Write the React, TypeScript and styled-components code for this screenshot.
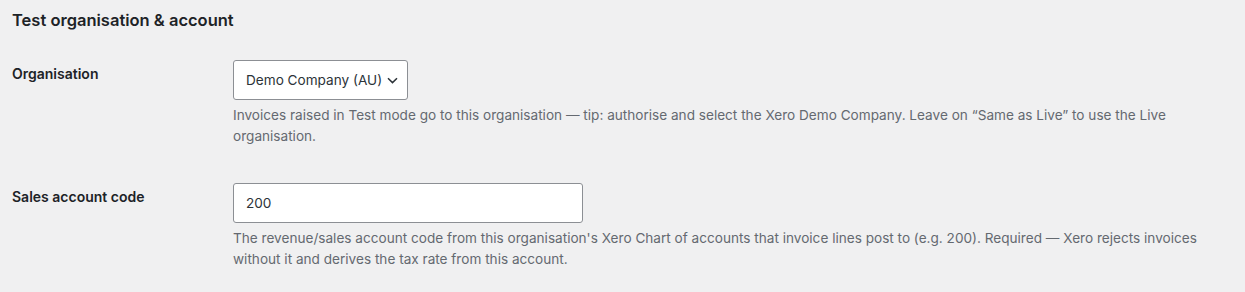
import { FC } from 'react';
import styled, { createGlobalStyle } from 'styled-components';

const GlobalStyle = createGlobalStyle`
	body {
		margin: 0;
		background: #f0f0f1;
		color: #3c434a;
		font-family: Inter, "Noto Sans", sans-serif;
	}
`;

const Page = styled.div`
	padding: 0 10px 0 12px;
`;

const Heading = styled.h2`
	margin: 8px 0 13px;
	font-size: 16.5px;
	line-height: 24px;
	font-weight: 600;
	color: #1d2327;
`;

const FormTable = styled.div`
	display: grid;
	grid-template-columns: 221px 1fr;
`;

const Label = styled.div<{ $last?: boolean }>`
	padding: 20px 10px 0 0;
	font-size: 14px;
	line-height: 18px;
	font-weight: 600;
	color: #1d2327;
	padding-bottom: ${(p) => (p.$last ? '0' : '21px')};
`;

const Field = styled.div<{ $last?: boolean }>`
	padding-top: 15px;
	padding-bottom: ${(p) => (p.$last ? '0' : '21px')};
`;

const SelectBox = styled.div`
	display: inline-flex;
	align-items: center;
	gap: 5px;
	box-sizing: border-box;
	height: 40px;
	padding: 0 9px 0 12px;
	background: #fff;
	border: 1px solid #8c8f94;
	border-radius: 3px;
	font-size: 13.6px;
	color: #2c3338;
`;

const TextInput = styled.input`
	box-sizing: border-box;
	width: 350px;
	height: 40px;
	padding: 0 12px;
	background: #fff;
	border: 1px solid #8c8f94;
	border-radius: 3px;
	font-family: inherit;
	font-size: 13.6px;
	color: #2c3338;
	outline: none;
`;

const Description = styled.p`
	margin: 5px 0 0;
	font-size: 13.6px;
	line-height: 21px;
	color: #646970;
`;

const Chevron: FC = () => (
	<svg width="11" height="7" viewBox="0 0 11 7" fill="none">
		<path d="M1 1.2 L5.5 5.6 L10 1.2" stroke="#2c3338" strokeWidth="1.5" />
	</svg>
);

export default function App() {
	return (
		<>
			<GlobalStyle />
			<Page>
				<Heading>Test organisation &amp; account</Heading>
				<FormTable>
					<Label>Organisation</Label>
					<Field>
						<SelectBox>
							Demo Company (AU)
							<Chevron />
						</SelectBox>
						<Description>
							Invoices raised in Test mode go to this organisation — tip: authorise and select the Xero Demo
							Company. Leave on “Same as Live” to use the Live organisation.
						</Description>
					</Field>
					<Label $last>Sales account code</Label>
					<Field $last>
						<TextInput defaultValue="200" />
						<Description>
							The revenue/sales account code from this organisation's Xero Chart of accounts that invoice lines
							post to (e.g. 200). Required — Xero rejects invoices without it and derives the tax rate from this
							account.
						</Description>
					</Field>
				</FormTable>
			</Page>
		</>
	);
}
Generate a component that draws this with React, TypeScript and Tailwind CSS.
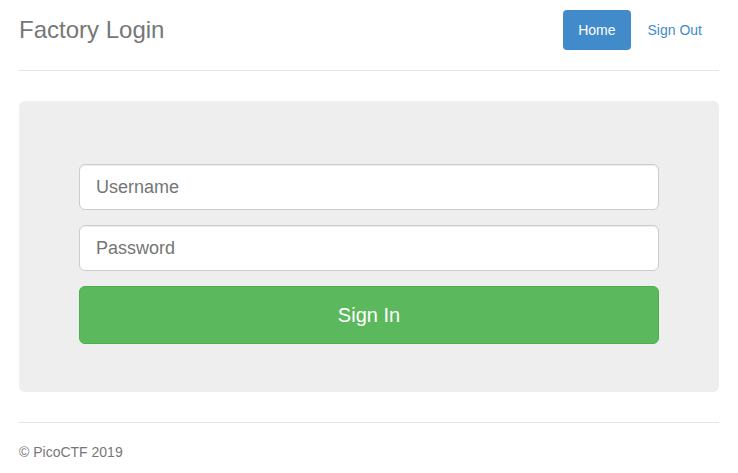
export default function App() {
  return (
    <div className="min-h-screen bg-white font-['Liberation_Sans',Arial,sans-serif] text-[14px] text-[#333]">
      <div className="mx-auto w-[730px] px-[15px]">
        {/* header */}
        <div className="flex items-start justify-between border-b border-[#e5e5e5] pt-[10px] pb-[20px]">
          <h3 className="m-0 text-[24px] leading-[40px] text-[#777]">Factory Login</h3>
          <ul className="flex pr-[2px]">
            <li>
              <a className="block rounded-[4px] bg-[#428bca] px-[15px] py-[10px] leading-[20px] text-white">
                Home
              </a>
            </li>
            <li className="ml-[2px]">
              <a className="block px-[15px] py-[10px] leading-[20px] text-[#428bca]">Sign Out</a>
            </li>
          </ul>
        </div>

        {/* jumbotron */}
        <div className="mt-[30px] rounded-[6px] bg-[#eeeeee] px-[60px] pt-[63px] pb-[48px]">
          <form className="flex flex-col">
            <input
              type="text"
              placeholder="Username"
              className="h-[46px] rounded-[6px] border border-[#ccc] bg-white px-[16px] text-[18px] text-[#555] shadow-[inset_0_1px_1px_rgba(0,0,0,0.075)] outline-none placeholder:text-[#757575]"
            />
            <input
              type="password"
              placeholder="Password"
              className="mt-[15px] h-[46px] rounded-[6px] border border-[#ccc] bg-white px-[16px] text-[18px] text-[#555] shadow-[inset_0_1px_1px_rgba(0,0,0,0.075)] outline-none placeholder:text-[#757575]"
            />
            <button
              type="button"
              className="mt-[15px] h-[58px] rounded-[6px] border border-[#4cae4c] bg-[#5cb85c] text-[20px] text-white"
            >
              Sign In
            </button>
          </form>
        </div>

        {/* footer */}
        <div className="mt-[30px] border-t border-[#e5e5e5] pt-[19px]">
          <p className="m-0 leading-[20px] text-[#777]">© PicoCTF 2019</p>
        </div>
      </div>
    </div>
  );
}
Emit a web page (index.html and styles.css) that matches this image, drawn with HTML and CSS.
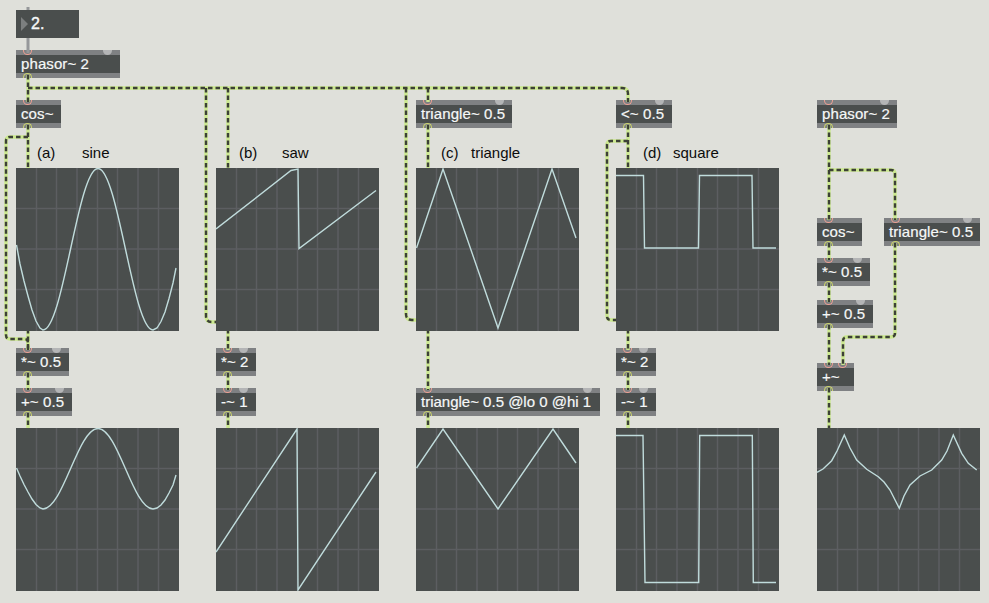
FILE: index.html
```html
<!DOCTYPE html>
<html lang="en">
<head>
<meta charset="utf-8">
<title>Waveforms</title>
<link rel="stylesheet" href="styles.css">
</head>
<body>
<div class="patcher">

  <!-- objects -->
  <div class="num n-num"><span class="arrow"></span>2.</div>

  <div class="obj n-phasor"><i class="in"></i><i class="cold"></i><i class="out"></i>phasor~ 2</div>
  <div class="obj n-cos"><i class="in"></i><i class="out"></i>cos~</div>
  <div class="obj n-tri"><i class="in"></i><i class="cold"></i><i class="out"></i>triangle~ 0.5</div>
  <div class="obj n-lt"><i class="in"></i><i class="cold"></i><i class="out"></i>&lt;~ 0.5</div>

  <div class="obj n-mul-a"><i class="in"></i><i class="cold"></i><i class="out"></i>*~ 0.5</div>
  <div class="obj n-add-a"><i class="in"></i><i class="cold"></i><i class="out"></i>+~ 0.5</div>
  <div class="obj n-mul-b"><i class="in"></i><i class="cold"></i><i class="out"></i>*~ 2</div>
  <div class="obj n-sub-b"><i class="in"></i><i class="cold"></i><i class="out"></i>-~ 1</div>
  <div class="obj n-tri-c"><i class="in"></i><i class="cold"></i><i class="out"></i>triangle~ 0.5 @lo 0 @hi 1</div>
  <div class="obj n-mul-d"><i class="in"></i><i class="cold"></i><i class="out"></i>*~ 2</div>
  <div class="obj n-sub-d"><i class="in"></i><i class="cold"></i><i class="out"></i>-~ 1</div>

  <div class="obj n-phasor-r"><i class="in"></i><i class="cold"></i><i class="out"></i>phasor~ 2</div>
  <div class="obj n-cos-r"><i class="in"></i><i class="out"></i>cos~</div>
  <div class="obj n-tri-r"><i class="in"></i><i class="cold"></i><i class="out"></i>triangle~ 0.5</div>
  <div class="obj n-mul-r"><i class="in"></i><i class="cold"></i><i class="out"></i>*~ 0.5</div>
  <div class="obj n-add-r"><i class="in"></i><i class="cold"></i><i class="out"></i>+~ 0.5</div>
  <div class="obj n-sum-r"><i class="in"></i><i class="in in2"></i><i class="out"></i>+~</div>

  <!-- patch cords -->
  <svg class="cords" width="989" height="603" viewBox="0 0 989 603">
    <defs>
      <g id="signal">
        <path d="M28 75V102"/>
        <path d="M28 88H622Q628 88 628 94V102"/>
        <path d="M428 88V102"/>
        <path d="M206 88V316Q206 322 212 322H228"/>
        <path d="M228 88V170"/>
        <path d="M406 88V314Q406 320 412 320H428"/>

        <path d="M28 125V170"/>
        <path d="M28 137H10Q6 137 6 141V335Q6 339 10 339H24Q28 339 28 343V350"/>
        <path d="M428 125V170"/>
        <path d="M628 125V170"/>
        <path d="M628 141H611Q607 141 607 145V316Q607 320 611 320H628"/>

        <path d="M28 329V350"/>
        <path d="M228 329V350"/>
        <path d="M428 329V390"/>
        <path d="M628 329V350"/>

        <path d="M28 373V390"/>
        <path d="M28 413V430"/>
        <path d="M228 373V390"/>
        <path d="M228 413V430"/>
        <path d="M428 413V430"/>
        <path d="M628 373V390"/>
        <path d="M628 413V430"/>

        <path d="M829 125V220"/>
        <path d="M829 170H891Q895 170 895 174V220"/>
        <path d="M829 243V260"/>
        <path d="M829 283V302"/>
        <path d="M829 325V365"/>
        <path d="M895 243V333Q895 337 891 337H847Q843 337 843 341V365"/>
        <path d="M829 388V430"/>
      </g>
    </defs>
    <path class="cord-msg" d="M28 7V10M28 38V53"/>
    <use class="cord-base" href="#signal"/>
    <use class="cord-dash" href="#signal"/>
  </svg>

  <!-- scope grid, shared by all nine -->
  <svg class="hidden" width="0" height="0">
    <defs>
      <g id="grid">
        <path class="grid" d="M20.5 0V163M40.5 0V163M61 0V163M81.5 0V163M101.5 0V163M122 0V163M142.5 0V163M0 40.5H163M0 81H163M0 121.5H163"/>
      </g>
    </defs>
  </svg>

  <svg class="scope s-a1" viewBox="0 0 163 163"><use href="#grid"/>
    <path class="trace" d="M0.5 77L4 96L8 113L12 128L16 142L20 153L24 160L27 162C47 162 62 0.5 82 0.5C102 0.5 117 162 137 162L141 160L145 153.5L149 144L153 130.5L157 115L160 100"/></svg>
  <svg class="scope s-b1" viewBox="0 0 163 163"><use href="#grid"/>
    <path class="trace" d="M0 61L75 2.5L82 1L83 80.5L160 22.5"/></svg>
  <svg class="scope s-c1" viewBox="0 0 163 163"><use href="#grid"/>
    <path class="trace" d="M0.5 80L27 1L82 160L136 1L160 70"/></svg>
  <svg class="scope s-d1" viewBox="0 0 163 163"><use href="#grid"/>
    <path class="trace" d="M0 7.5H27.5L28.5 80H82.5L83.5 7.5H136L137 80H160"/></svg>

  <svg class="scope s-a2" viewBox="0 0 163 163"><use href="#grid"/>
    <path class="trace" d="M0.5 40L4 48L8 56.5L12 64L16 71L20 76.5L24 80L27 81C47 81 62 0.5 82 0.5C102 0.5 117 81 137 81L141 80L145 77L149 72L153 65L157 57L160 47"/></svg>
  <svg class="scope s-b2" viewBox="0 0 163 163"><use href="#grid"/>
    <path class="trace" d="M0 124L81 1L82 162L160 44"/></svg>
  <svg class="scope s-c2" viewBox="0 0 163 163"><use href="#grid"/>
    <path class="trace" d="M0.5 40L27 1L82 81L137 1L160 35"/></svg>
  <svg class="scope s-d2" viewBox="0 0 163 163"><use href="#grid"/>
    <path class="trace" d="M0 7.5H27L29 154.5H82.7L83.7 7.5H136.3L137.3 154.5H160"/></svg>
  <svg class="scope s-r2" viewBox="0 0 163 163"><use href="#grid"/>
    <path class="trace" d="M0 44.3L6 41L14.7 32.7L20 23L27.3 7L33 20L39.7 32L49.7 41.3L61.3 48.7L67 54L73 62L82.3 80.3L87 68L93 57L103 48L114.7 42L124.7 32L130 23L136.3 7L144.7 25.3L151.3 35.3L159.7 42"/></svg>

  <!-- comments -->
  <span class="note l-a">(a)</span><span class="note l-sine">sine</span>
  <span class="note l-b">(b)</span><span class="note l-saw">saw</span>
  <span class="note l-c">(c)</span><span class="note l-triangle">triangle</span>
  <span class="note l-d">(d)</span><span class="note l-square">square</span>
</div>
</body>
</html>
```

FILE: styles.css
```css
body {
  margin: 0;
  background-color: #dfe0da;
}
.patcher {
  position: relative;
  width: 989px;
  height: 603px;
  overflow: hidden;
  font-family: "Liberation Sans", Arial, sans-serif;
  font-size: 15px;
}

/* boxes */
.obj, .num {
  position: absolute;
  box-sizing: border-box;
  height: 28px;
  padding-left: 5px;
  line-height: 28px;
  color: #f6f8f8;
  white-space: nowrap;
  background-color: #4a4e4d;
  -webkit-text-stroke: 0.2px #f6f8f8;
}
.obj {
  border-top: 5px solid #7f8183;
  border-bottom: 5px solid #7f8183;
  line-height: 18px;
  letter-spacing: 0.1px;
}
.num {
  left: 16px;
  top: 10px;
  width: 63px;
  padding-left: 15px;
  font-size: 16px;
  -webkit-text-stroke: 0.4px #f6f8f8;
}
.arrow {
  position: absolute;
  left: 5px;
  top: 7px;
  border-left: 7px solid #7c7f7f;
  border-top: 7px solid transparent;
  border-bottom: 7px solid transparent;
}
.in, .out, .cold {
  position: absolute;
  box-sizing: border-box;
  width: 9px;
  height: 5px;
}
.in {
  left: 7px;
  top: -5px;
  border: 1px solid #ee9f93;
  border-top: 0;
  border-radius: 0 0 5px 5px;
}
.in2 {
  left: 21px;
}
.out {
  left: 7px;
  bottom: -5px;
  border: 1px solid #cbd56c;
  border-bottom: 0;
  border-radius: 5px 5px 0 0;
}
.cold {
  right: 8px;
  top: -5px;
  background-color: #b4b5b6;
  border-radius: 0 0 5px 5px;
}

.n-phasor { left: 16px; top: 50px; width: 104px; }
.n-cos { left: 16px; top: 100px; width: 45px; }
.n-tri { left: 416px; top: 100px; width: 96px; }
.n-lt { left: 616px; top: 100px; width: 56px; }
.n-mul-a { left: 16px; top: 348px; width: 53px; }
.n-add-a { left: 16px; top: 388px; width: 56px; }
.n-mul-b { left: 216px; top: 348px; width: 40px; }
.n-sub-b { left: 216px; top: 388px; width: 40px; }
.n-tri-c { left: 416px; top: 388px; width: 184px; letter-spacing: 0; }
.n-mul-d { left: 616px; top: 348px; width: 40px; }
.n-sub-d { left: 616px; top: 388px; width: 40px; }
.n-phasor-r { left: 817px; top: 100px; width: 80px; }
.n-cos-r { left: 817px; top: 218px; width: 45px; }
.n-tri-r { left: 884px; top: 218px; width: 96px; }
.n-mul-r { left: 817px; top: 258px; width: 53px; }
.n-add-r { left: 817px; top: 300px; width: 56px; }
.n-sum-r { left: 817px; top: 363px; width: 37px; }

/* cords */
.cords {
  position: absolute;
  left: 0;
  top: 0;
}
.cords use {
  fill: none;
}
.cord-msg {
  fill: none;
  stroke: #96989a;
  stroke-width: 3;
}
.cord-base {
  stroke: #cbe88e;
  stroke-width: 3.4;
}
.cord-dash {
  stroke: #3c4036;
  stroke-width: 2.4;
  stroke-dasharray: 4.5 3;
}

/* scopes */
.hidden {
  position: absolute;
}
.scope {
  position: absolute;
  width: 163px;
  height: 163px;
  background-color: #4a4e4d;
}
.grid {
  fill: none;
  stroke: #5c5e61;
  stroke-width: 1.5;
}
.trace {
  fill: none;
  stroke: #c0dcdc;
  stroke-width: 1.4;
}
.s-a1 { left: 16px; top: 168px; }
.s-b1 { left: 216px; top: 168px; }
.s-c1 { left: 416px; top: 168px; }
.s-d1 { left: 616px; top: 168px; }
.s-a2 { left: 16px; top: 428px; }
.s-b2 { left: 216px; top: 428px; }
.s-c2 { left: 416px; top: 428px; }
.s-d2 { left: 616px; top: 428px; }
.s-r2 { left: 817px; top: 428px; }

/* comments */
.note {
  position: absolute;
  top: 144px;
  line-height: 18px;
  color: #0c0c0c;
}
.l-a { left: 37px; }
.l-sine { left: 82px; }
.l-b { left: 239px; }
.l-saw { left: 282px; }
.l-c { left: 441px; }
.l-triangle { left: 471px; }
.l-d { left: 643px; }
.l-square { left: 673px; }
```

■ ■ ■ ■ ■

EXERCISE:
In the listing above, find the lines holding the word "that" and copy them.

TASK OUTPUT:
							The revenue/sales account code from this organisation's Xero Chart of accounts that invoice lines
Generate a component that draws this with React, TypeScript and Tailwind CSS.
Emit a web page (index.html and styles.css) that matches this image, drawn with HTML and CSS.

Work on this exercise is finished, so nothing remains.